* Task directions
Reproduce all the lines exactly as they stand, apart from the pictures.

* Information provided
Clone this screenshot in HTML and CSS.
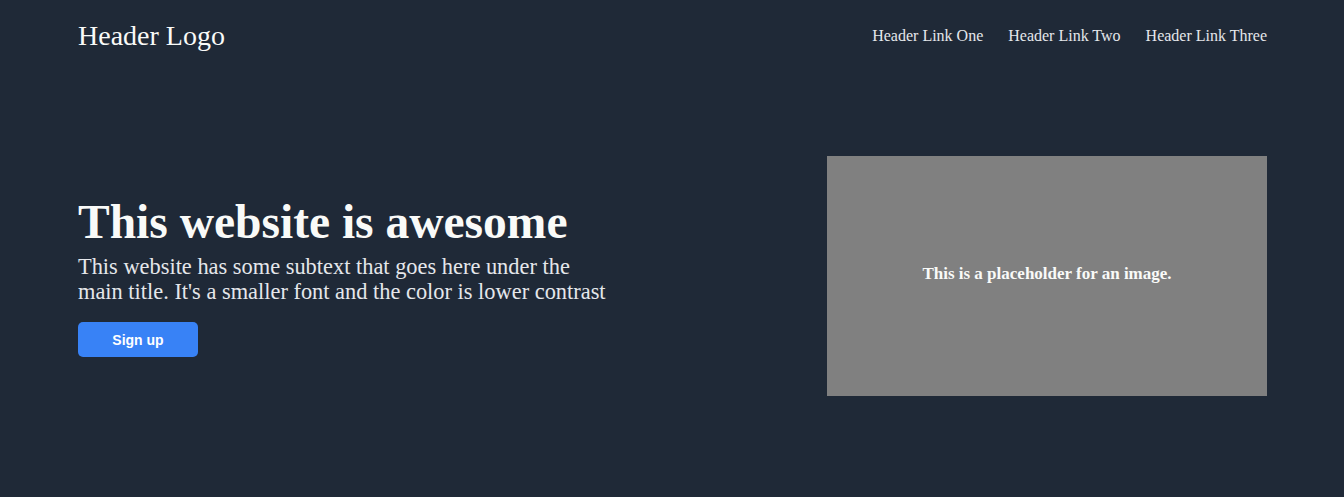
FILE: index.html
```html
<!DOCTYPE html>
<html lang="en">
<head>
<meta charset="utf-8">
<title>Landing</title>
<link rel="stylesheet" href="styles.css">
</head>
<body>
<div class="page">
  <header class="header">
    <div class="logo">Header Logo</div>
    <nav class="links">
      <a class="link" href="#">Header Link One</a>
      <a class="link" href="#">Header Link Two</a>
      <a class="link" href="#">Header Link Three</a>
    </nav>
  </header>
  <section class="hero">
    <div class="hero-text">
      <h1 class="title">This website is awesome</h1>
      <p class="sub">This website has some subtext that goes here under the main title. It's a smaller font and the color is lower contrast</p>
      <button class="btn">Sign up</button>
    </div>
    <div class="placeholder">This is a placeholder for an image.</div>
  </section>
</div>
</body>
</html>
```
FILE: styles.css
```css
html, body {
  margin: 0;
  padding: 0;
}
body {
  background: #1f2937;
  font-family: "Liberation Serif", "Times New Roman", serif;
  color: #f9faf8;
  height: 497px;
  overflow: hidden;
}
.page {
  padding: 0 77px 0 78px;
}
.header {
  display: flex;
  justify-content: space-between;
  align-items: center;
  padding-top: 20px;
}
.logo {
  font-size: 28px;
  line-height: 32px;
  color: #f9faf8;
}
.links {
  display: flex;
  gap: 25px;
}
.link {
  color: #e5e7eb;
  text-decoration: none;
  font-size: 16px;
}
.hero {
  display: flex;
  justify-content: space-between;
  align-items: center;
  padding-top: 104px;
}
.hero-text {
  width: 535px;
}
.title {
  margin: 0;
  font-size: 47.5px;
  font-weight: bold;
  line-height: 55px;
  color: #f9faf8;
}
.sub {
  margin: 4px 0 0;
  font-size: 22.4px;
  line-height: 25px;
  color: #e5e7eb;
}
.btn {
  margin-top: 18px;
  width: 120px;
  height: 35px;
  border: none;
  border-radius: 5px;
  background: #3882f6;
  color: #ffffff;
  font-family: "Liberation Sans", Arial, sans-serif;
  font-weight: bold;
  font-size: 14px;
  padding: 0;
}
.placeholder {
  width: 440px;
  height: 240px;
  background: #808080;
  display: flex;
  align-items: center;
  justify-content: center;
  padding-bottom: 4px;
  box-sizing: border-box;
  font-weight: bold;
  font-size: 17px;
  color: #f9faf8;
}
```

* Exercise answer
Clone this screenshot in HTML and CSS.
FILE: index.html
```html
<!DOCTYPE html>
<html lang="en">
<head>
<meta charset="utf-8">
<title>Landing</title>
<link rel="stylesheet" href="styles.css">
</head>
<body>
<div class="page">
  <header class="header">
    <div class="logo">Header Logo</div>
    <nav class="links">
      <a class="link" href="#">Header Link One</a>
      <a class="link" href="#">Header Link Two</a>
      <a class="link" href="#">Header Link Three</a>
    </nav>
  </header>
  <section class="hero">
    <div class="hero-text">
      <h1 class="title">This website is awesome</h1>
      <p class="sub">This website has some subtext that goes here under the main title. It's a smaller font and the color is lower contrast</p>
      <button class="btn">Sign up</button>
    </div>
    <div class="placeholder">This is a placeholder for an image.</div>
  </section>
</div>
</body>
</html>
```
FILE: styles.css
```css
html, body {
  margin: 0;
  padding: 0;
}
body {
  background: #1f2937;
  font-family: "Liberation Serif", "Times New Roman", serif;
  color: #f9faf8;
  height: 497px;
  overflow: hidden;
}
.page {
  padding: 0 77px 0 78px;
}
.header {
  display: flex;
  justify-content: space-between;
  align-items: center;
  padding-top: 20px;
}
.logo {
  font-size: 28px;
  line-height: 32px;
  color: #f9faf8;
}
.links {
  display: flex;
  gap: 25px;
}
.link {
  color: #e5e7eb;
  text-decoration: none;
  font-size: 16px;
}
.hero {
  display: flex;
  justify-content: space-between;
  align-items: center;
  padding-top: 104px;
}
.hero-text {
  width: 535px;
}
.title {
  margin: 0;
  font-size: 47.5px;
  font-weight: bold;
  line-height: 55px;
  color: #f9faf8;
}
.sub {
  margin: 4px 0 0;
  font-size: 22.4px;
  line-height: 25px;
  color: #e5e7eb;
}
.btn {
  margin-top: 18px;
  width: 120px;
  height: 35px;
  border: none;
  border-radius: 5px;
  background: #3882f6;
  color: #ffffff;
  font-family: "Liberation Sans", Arial, sans-serif;
  font-weight: bold;
  font-size: 14px;
  padding: 0;
}
.placeholder {
  width: 440px;
  height: 240px;
  background: #808080;
  display: flex;
  align-items: center;
  justify-content: center;
  padding-bottom: 4px;
  box-sizing: border-box;
  font-weight: bold;
  font-size: 17px;
  color: #f9faf8;
}
```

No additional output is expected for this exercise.